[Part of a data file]
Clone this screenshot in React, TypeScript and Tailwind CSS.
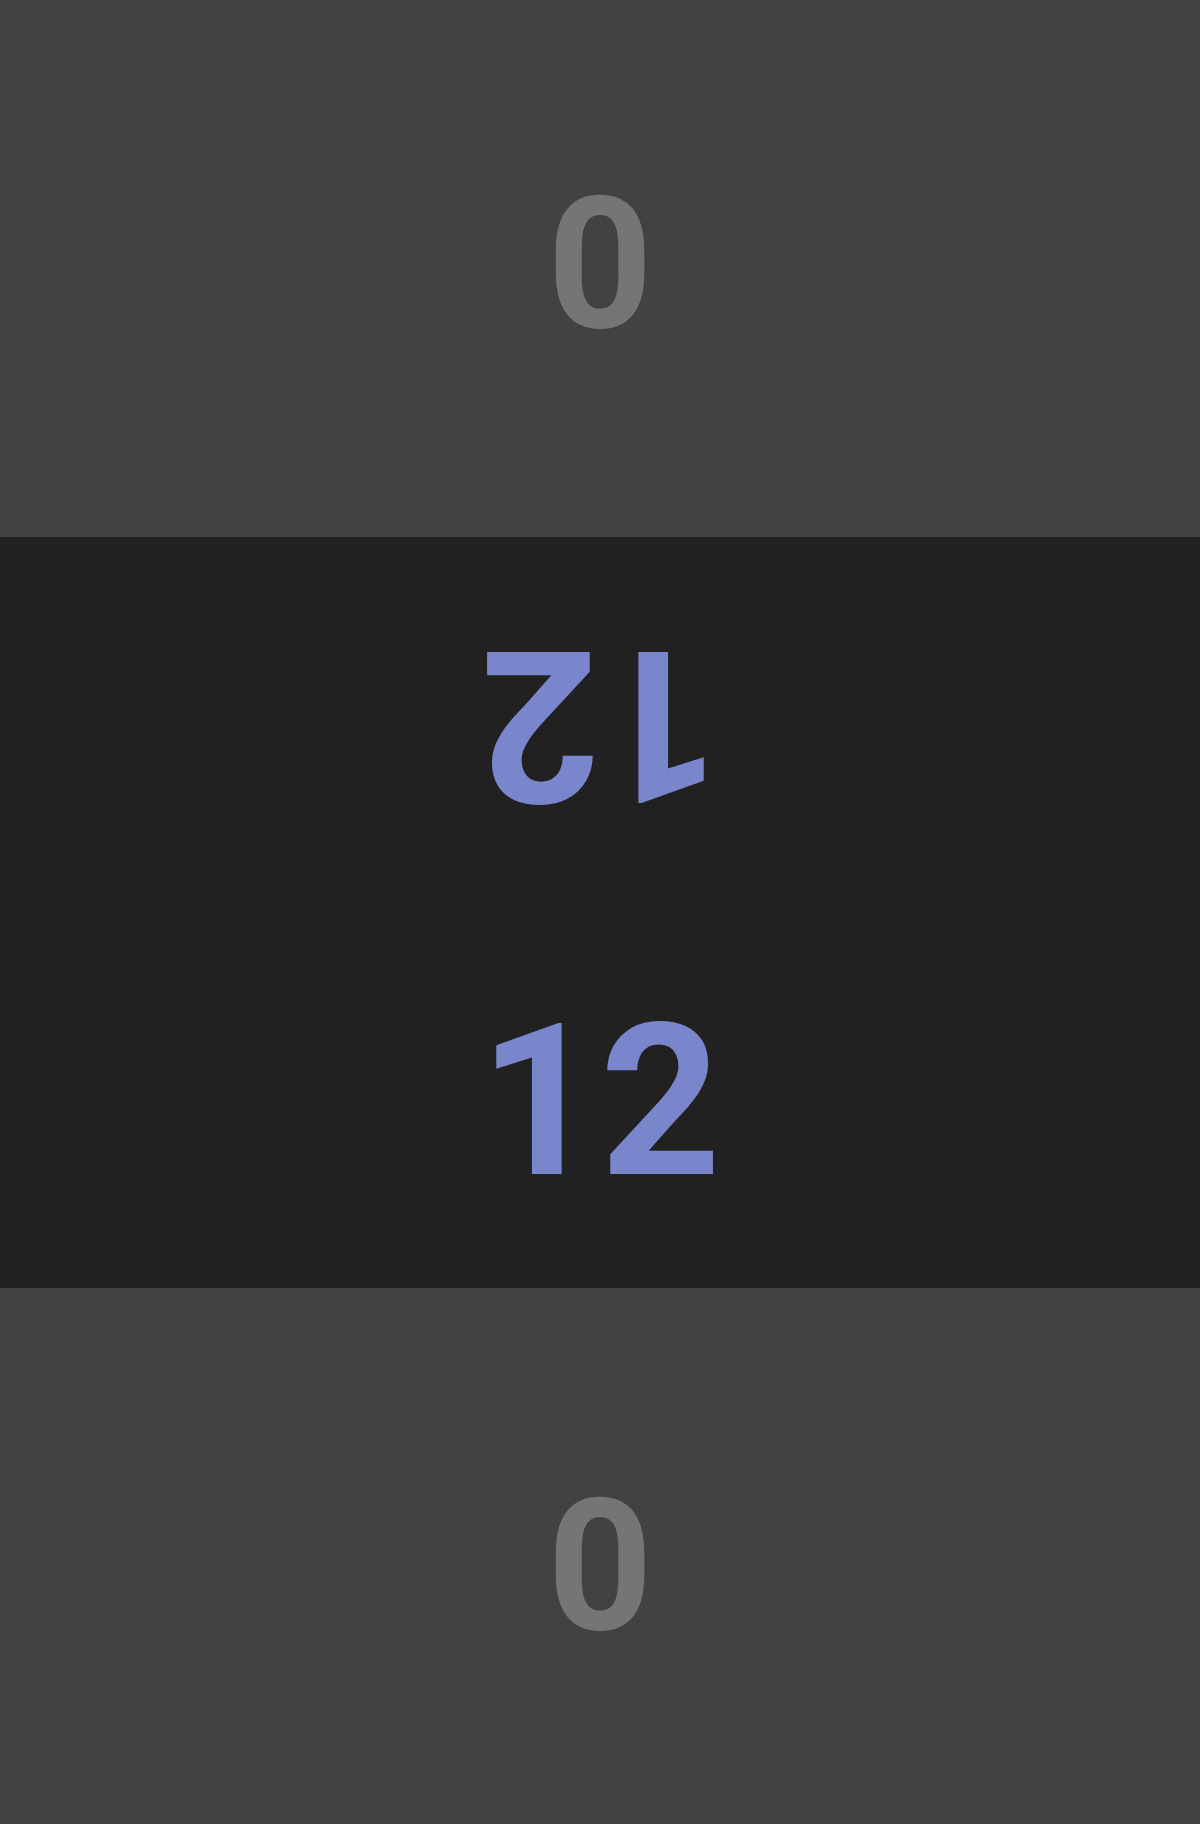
export default function App() {
  return (
    <div className="flex h-[1824px] w-full flex-col font-['Roboto',sans-serif] font-bold">
      <div className="flex h-[537px] items-center justify-center bg-[#424242] pb-[10px]">
        <span className="text-[184px] leading-none text-[#757575]">0</span>
      </div>

      <div className="flex h-[751px] flex-col bg-[#212121]">
        <div className="flex flex-1 rotate-180 items-center justify-center pt-[6px]">
          <span className="text-[211px] leading-none text-[#7986cb]">12</span>
        </div>
        <div className="flex flex-1 items-center justify-center pt-[2px]">
          <span className="text-[211px] leading-none text-[#7986cb]">12</span>
        </div>
      </div>

      <div className="flex flex-1 items-center justify-center bg-[#424242] pt-[19px]">
        <span className="text-[184px] leading-none text-[#757575]">0</span>
      </div>
    </div>
  );
}
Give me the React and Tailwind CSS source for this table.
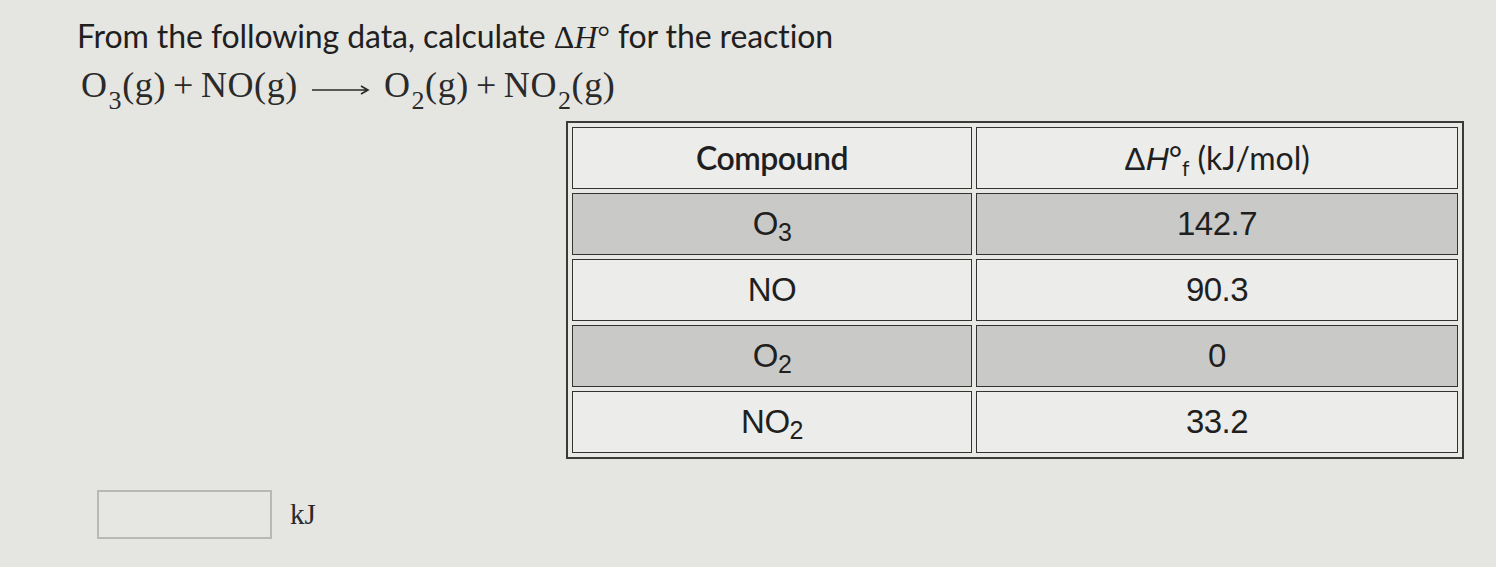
import React from 'react';

const rows = [
  { name: 'O', sub: '3', value: '142.7', shaded: true },
  { name: 'NO', sub: '', value: '90.3', shaded: false },
  { name: 'O', sub: '2', value: '0', shaded: true },
  { name: 'NO', sub: '2', value: '33.2', shaded: false },
];

function Sub({ children }) {
  return <sub className="text-[26px] relative top-[12px] ml-[1px]">{children}</sub>;
}

export default function App() {
  return (
    <div className="w-[1496px] h-[567px] overflow-hidden bg-[#e5e5e1] text-[#1f1f1f]">
      <div className="pl-[77px] pt-[16px]">
        <h1 className="text-[32px] leading-[40px] font-[Lato,sans-serif] tracking-[-0.1px]">
          From the following data, calculate <span className="font-['Liberation_Serif',serif]">Δ<i>H</i>°</span> for the reaction
        </h1>

        <div className="pl-[4px] mt-[6px] flex items-baseline gap-[7px] text-[36px] leading-[44px] tracking-[0.6px] font-['Liberation_Serif',serif] text-[#2a2a2a]">
          <span>O<Sub>3</Sub>(g)</span>
          <span>+</span>
          <span>NO(g)</span>
          <svg width="60" height="14" viewBox="0 0 60 14" className="mx-[6px] self-center mt-[10px]">
            <path d="M1 7 H56 M50 3 L57 7 L50 11" fill="none" stroke="#2a2a2a" strokeWidth="1.6" />
          </svg>
          <span>O<Sub>2</Sub>(g)</span>
          <span>+</span>
          <span>NO<Sub>2</Sub>(g)</span>
        </div>

        <table className="ml-[489px] mt-[14px] w-[898px] border-separate border-spacing-1 border-2 border-[#3a3a3a] bg-[#e8e8e5]">
          <thead>
            <tr className="h-[62px]">
              <th className="w-[400px] border border-[#333] bg-[#ececea] text-[32px] font-semibold font-[Lato,sans-serif] tracking-[-0.5px]">Compound</th>
              <th className="border border-[#333] bg-[#ececea] text-[32px] font-normal font-[Lato,sans-serif]">
                <span className="font-['Liberation_Sans',sans-serif]">Δ<i>H</i></span>°<sub className="text-[21px] relative top-[6px]">f</sub> (kJ/mol)
              </th>
            </tr>
          </thead>
          <tbody>
            {rows.map((r) => (
              <tr key={r.name + r.sub} className="h-[62px]">
                <td className={`border border-[#333] text-center text-[33px] font-['Liberation_Sans',sans-serif] tracking-[-0.5px] ${r.shaded ? 'bg-[#c9c9c7]' : 'bg-[#ececea]'}`}>
                  {r.name}
                  {r.sub && <sub className="text-[25px] relative top-[6px]">{r.sub}</sub>}
                </td>
                <td className={`border border-[#333] text-center text-[33px] font-['Liberation_Sans',sans-serif] tracking-[-0.5px] ${r.shaded ? 'bg-[#c9c9c7]' : 'bg-[#ececea]'}`}>
                  {r.value}
                </td>
              </tr>
            ))}
          </tbody>
        </table>

        <div className="mt-[31px] ml-[20px] flex items-center gap-[18px]">
          <input type="text" className="w-[175px] h-[49px] border-2 border-[#b8b8b6] bg-[#e6e6e3] outline-none" />
          <span className="text-[29px] font-['Liberation_Serif',serif] text-[#2a2a2a]">kJ</span>
        </div>
      </div>
    </div>
  );
}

• Task statement: Leave out the pictures and output the rest of the material exactly as written.

• Complete answer:
Clone this screenshot in React, TypeScript and Tailwind CSS.
export default function App() {
  return (
    <div className="flex h-[1824px] w-full flex-col font-['Roboto',sans-serif] font-bold">
      <div className="flex h-[537px] items-center justify-center bg-[#424242] pb-[10px]">
        <span className="text-[184px] leading-none text-[#757575]">0</span>
      </div>

      <div className="flex h-[751px] flex-col bg-[#212121]">
        <div className="flex flex-1 rotate-180 items-center justify-center pt-[6px]">
          <span className="text-[211px] leading-none text-[#7986cb]">12</span>
        </div>
        <div className="flex flex-1 items-center justify-center pt-[2px]">
          <span className="text-[211px] leading-none text-[#7986cb]">12</span>
        </div>
      </div>

      <div className="flex flex-1 items-center justify-center bg-[#424242] pt-[19px]">
        <span className="text-[184px] leading-none text-[#757575]">0</span>
      </div>
    </div>
  );
}
Give me the React and Tailwind CSS source for this table.
import React from 'react';

const rows = [
  { name: 'O', sub: '3', value: '142.7', shaded: true },
  { name: 'NO', sub: '', value: '90.3', shaded: false },
  { name: 'O', sub: '2', value: '0', shaded: true },
  { name: 'NO', sub: '2', value: '33.2', shaded: false },
];

function Sub({ children }) {
  return <sub className="text-[26px] relative top-[12px] ml-[1px]">{children}</sub>;
}

export default function App() {
  return (
    <div className="w-[1496px] h-[567px] overflow-hidden bg-[#e5e5e1] text-[#1f1f1f]">
      <div className="pl-[77px] pt-[16px]">
        <h1 className="text-[32px] leading-[40px] font-[Lato,sans-serif] tracking-[-0.1px]">
          From the following data, calculate <span className="font-['Liberation_Serif',serif]">Δ<i>H</i>°</span> for the reaction
        </h1>

        <div className="pl-[4px] mt-[6px] flex items-baseline gap-[7px] text-[36px] leading-[44px] tracking-[0.6px] font-['Liberation_Serif',serif] text-[#2a2a2a]">
          <span>O<Sub>3</Sub>(g)</span>
          <span>+</span>
          <span>NO(g)</span>
          <svg width="60" height="14" viewBox="0 0 60 14" className="mx-[6px] self-center mt-[10px]">
            <path d="M1 7 H56 M50 3 L57 7 L50 11" fill="none" stroke="#2a2a2a" strokeWidth="1.6" />
          </svg>
          <span>O<Sub>2</Sub>(g)</span>
          <span>+</span>
          <span>NO<Sub>2</Sub>(g)</span>
        </div>

        <table className="ml-[489px] mt-[14px] w-[898px] border-separate border-spacing-1 border-2 border-[#3a3a3a] bg-[#e8e8e5]">
          <thead>
            <tr className="h-[62px]">
              <th className="w-[400px] border border-[#333] bg-[#ececea] text-[32px] font-semibold font-[Lato,sans-serif] tracking-[-0.5px]">Compound</th>
              <th className="border border-[#333] bg-[#ececea] text-[32px] font-normal font-[Lato,sans-serif]">
                <span className="font-['Liberation_Sans',sans-serif]">Δ<i>H</i></span>°<sub className="text-[21px] relative top-[6px]">f</sub> (kJ/mol)
              </th>
            </tr>
          </thead>
          <tbody>
            {rows.map((r) => (
              <tr key={r.name + r.sub} className="h-[62px]">
                <td className={`border border-[#333] text-center text-[33px] font-['Liberation_Sans',sans-serif] tracking-[-0.5px] ${r.shaded ? 'bg-[#c9c9c7]' : 'bg-[#ececea]'}`}>
                  {r.name}
                  {r.sub && <sub className="text-[25px] relative top-[6px]">{r.sub}</sub>}
                </td>
                <td className={`border border-[#333] text-center text-[33px] font-['Liberation_Sans',sans-serif] tracking-[-0.5px] ${r.shaded ? 'bg-[#c9c9c7]' : 'bg-[#ececea]'}`}>
                  {r.value}
                </td>
              </tr>
            ))}
          </tbody>
        </table>

        <div className="mt-[31px] ml-[20px] flex items-center gap-[18px]">
          <input type="text" className="w-[175px] h-[49px] border-2 border-[#b8b8b6] bg-[#e6e6e3] outline-none" />
          <span className="text-[29px] font-['Liberation_Serif',serif] text-[#2a2a2a]">kJ</span>
        </div>
      </div>
    </div>
  );
}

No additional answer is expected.